1. **Rewrite the inequality:** First, I moved all the terms to one side of the inequality to make it easier to work with, comparing it to zero.
$x^{4}-16>5 x^{3}-20 x$
$x^{4}-16 - 5x^{3}+20x > 0$
$x^{4} - 5x^{3} + 20x - 16 > 0$

2. **Factor the polynomial:** This was the fun part where I looked for patterns! I noticed that $x^4 - 16$ is a difference of squares, $(x^2-4)(x^2+4)$. Also, I could pull out a $5x$ from the other terms: $5x^3 - 20x = 5x(x^2-4)$. Wow, I found a common factor!
$(x^4 - 16) - (5x^3 - 20x) > 0$
$(x^2-4)(x^2+4) - 5x(x^2-4) > 0$
Now, I can factor out the common term $(x^2-4)$:
$(x^2-4)( (x^2+4) - 5x ) > 0$
$(x^2-4)(x^2 - 5x + 4) > 0$
I factored the difference of squares again: $x^2-4 = (x-2)(x+2)$.
And I factored the quadratic $x^2 - 5x + 4$ into $(x-1)(x-4)$.
So, the whole inequality became: $(x-2)(x+2)(x-1)(x-4) > 0$.

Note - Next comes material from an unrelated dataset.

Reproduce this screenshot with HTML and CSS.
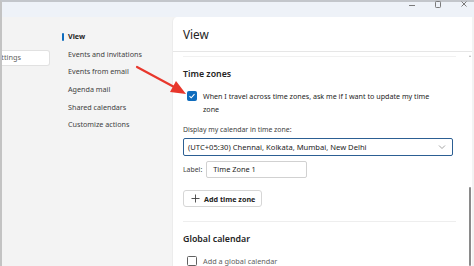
FILE: index.html
```html
<!DOCTYPE html>
<html>
<head>
<meta charset="utf-8">
<link rel="stylesheet" href="styles.css">
</head>
<body>
<div class="window">
  <div class="titlebar">
    <div class="controls">
      <svg class="ctl" width="10" height="10" viewBox="0 0 10 10"><path d="M2 5.5h6" stroke="#7a7a7a" stroke-width="1" fill="none"/></svg>
      <svg class="ctl" width="10" height="10" viewBox="0 0 10 10"><rect x="2.5" y="1.5" width="5" height="6" rx="0.8" stroke="#7a7a7a" stroke-width="1" fill="none"/></svg>
      <svg class="ctl" width="10" height="10" viewBox="0 0 10 10"><path d="M2.5 1.5l5 5M7.5 1.5l-5 5" stroke="#7a7a7a" stroke-width="1" fill="none"/></svg>
    </div>
  </div>
  <div class="main">
    <div class="leftcol">
      <div class="search"><span class="search-text">Search settings</span></div>
    </div>
    <nav class="nav">
      <div class="nav-item active">View</div>
      <div class="nav-item">Events and invitations</div>
      <div class="nav-item">Events from email</div>
      <div class="nav-item">Agenda mail</div>
      <div class="nav-item">Shared calendars</div>
      <div class="nav-item">Customize actions</div>
    </nav>
    <section class="panel">
      <h1 class="panel-title">View</h1>
      <div class="panel-body">
        <div class="shadow-line"></div>
        <h2 class="section-title">Time zones</h2>
        <div class="check-row">
          <span class="checkbox checked"><svg width="8" height="8" viewBox="0 0 8 8"><path d="M1.5 4.2l1.7 1.6 3.3-3.6" stroke="#fff" stroke-width="1.1" fill="none"/></svg></span>
          <span class="check-label">When I travel across time zones, ask me if I want to update my time zone</span>
        </div>
        <div class="field-label">Display my calendar in time zone:</div>
        <div class="dropdown">
          <span>(UTC+05:30) Chennai, Kolkata, Mumbai, New Delhi</span>
          <svg width="8" height="6" viewBox="0 0 8 6"><path d="M1 1.5l3 3 3-3" stroke="#9a9a9a" stroke-width="0.9" fill="none"/></svg>
        </div>
        <div class="label-row">
          <span class="label-text">Label:</span>
          <div class="textbox">Time Zone 1</div>
        </div>
        <button class="add-btn"><svg width="9" height="9" viewBox="0 0 9 9"><path d="M4.5 0.5v8M0.5 4.5h8" stroke="#424242" stroke-width="0.9" fill="none"/></svg><span>Add time zone</span></button>
        <div class="divider"></div>
        <h2 class="section-title global">Global calendar</h2>
        <div class="check-row">
          <span class="checkbox"></span>
          <span class="check-label muted">Add a global calendar</span>
        </div>
      </div>
      <div class="scroll-up"></div>
      <div class="scrollbar"></div>
    </section>
  </div>
  <svg class="arrow" width="474" height="266" viewBox="0 0 474 266">
    <line x1="137" y1="67" x2="176" y2="88" stroke="#e8372c" stroke-width="2.2" stroke-linecap="round"/>
    <polygon points="186,94 170,92 176,81" fill="#e8372c"/>
  </svg>
</div>
</body>
</html>
```

FILE: styles.css
```css
* { box-sizing: border-box; }
html, body { margin: 0; padding: 0; }
body {
  width: 474px;
  height: 266px;
  overflow: hidden;
  font-family: "Noto Sans", "Open Sans", sans-serif;
  color: #242424;
  background: #f3f3f3;
}
.window {
  position: relative;
  width: 474px;
  height: 266px;
  border-top: 2px solid #c3c6cb;
  border-left: 2px solid #c3c3c3;
  display: flex;
  flex-direction: column;
  background: #f3f3f3;
}
.titlebar {
  height: 15px;
  background: #eef2f8;
  display: flex;
  justify-content: flex-end;
  flex: none;
}
.controls {
  display: flex;
  gap: 16px;
  padding-right: 5px;
  margin-top: -2px;
}
.ctl { display: block; }
.main {
  flex: 1;
  display: flex;
  min-height: 0;
}
.leftcol {
  width: 58px;
  flex: none;
  background: #f3f3f3;
  overflow: hidden;
  padding-top: 33px;
}
.search {
  width: 50px;
  margin-left: -2px;
  height: 16px;
  background: #fff;
  border: 1px solid #e1e1e1;
  border-left: none;
  border-radius: 0 3px 3px 0;
  overflow: hidden;
  position: relative;
}
.search-text {
  position: absolute;
  right: 28px;
  top: 1px;
  font-size: 7.3px;
  color: #616161;
  white-space: nowrap;
}
.nav {
  width: 112px;
  flex: none;
  background: #f4f4f4;
  padding-top: 11px;
  padding-left: 8px;
}
.nav-item {
  position: relative;
  height: 17.7px;
  line-height: 17.7px;
  font-size: 7.2px;
  color: #424242;
  white-space: nowrap;
}
.nav-item.active {
  font-weight: 700;
  color: #242424;
}
.nav-item.active::before {
  content: "";
  position: absolute;
  left: -6px;
  top: 5px;
  width: 2px;
  height: 8px;
  border-radius: 1px;
  background: #0f6cbd;
}
.panel {
  position: relative;
  flex: 1;
  background: #fff;
  border-top-left-radius: 5px;
  border-left: 1px solid #ececec;
  margin-right: 2px;
}
.panel-title {
  margin: 0;
  height: 35px;
  padding: 8px 0 0 10px;
  font-size: 11.8px;
  font-weight: 400;
  line-height: 18px;
  color: #242424;
  border-bottom: 1px solid #e6e6e6;
}
.panel-body {
  padding: 0 16px 0 10px;
}
.shadow-line {
  height: 1px;
  background: #f1f1f1;
  margin-top: 4px;
}
.section-title {
  margin: 10px 0 0 0;
  font-size: 8.8px;
  font-weight: 600;
  line-height: 14px;
  color: #242424;
}
.check-row {
  display: flex;
  align-items: flex-start;
  gap: 6px;
  margin-top: 9px;
  padding-left: 4px;
}
.checkbox {
  width: 10px;
  height: 10px;
  flex: none;
  border: 1px solid #616161;
  border-radius: 1.5px;
  display: flex;
  align-items: center;
  justify-content: center;
  margin-top: 1px;
}
.checkbox.checked {
  background: #0f6cbd;
  border-color: #0f6cbd;
}
.checkbox svg { display: block; }
.check-label {
  font-size: 7.15px;
  line-height: 12.5px;
  color: #242424;
  width: 240px;
}
.check-label.muted { color: #616161; font-size: 7.3px; }
.field-label {
  margin-top: 9px;
  font-size: 6.9px;
  line-height: 11px;
  color: #424242;
}
.dropdown {
  margin-top: 3px;
  height: 18px;
  width: 270px;
  border: 1px solid #2c5f93;
  border-radius: 2px;
  display: flex;
  align-items: center;
  justify-content: space-between;
  padding: 0 6px 0 4px;
  font-size: 7.6px;
  color: #242424;
}
.dropdown svg { display: block; }
.label-row {
  display: flex;
  align-items: center;
  gap: 4px;
  margin-top: 5px;
}
.label-text {
  font-size: 6.9px;
  color: #424242;
}
.textbox {
  width: 101px;
  height: 17px;
  border: 1px solid #d1d1d1;
  border-radius: 2px;
  font-size: 7.4px;
  line-height: 15px;
  padding-left: 6px;
  color: #242424;
}
.add-btn {
  margin-top: 12px;
  height: 17px;
  width: 79px;
  border: 1px solid #d6d6d6;
  border-radius: 3px;
  background: #fff;
  display: flex;
  align-items: center;
  gap: 4px;
  padding: 0 0 0 7px;
  font-family: inherit;
  font-size: 7.2px;
  font-weight: 700;
  color: #242424;
}
.add-btn svg { display: block; }
.divider {
  height: 1px;
  background: #eeeeee;
  margin-top: 14px;
}
.section-title.global { margin-top: 10px; }
.scroll-up {
  position: absolute;
  right: 1px;
  top: 38px;
  width: 0;
  height: 0;
  border-left: 1.5px solid transparent;
  border-right: 1.5px solid transparent;
  border-bottom: 2px solid #b5b5b5;
}
.scrollbar {
  position: absolute;
  right: 1px;
  top: 170px;
  bottom: 0;
  width: 2px;
  background: #8a8a8a;
  border-radius: 1px;
}
.arrow {
  position: absolute;
  left: -2px;
  top: -2px;
  pointer-events: none;
}
```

3. **Find the zeros:** The zeros are the $x$-values that make any of the factors zero. These are $x=2, x=-2, x=1, x=4$. I put them in order on a number line: $-2, 1, 2, 4$. These points are important because they are where the graph of the polynomial might switch from being above the x-axis to below it, or vice versa.

4. **Use a number line and graph behavior:** I imagined a number line with these zeros marked. These zeros divide the number line into sections.
Since the highest power of $x$ is $x^4$ (which has a positive coefficient), the graph comes from "up high" on the left and goes "up high" on the right. Also, since each factor (like $x-2$) is to the power of 1 (an odd power), the graph *crosses* the x-axis at each zero.
* Starting from the far left (less than -2): The graph is coming from "up high," so the polynomial is positive.
* At $x=-2$: The graph crosses the x-axis.
* Between $-2$ and $1$: The graph is now below the x-axis, so the polynomial is negative.
* At $x=1$: The graph crosses the x-axis.
* Between $1$ and $2$: The graph is now above the x-axis, so the polynomial is positive.
* At $x=2$: The graph crosses the x-axis.
* Between $2$ and $4$: The graph is now below the x-axis, so the polynomial is negative.
* At $x=4$: The graph crosses the x-axis.
* For values greater than $4$: The graph is above the x-axis and keeps going "up high," so the polynomial is positive.

5. **Write the solution in interval notation:** We want the intervals where the polynomial is greater than 0 (where it's positive). Based on my number line and graph behavior, these are:
* $(-\infty, -2)$
* $(1, 2)$
* $(4, \infty)$
I used the "union" symbol ($\cup$) to combine these intervals: $(-\infty, -2) \cup (1, 2) \cup (4, \infty)$.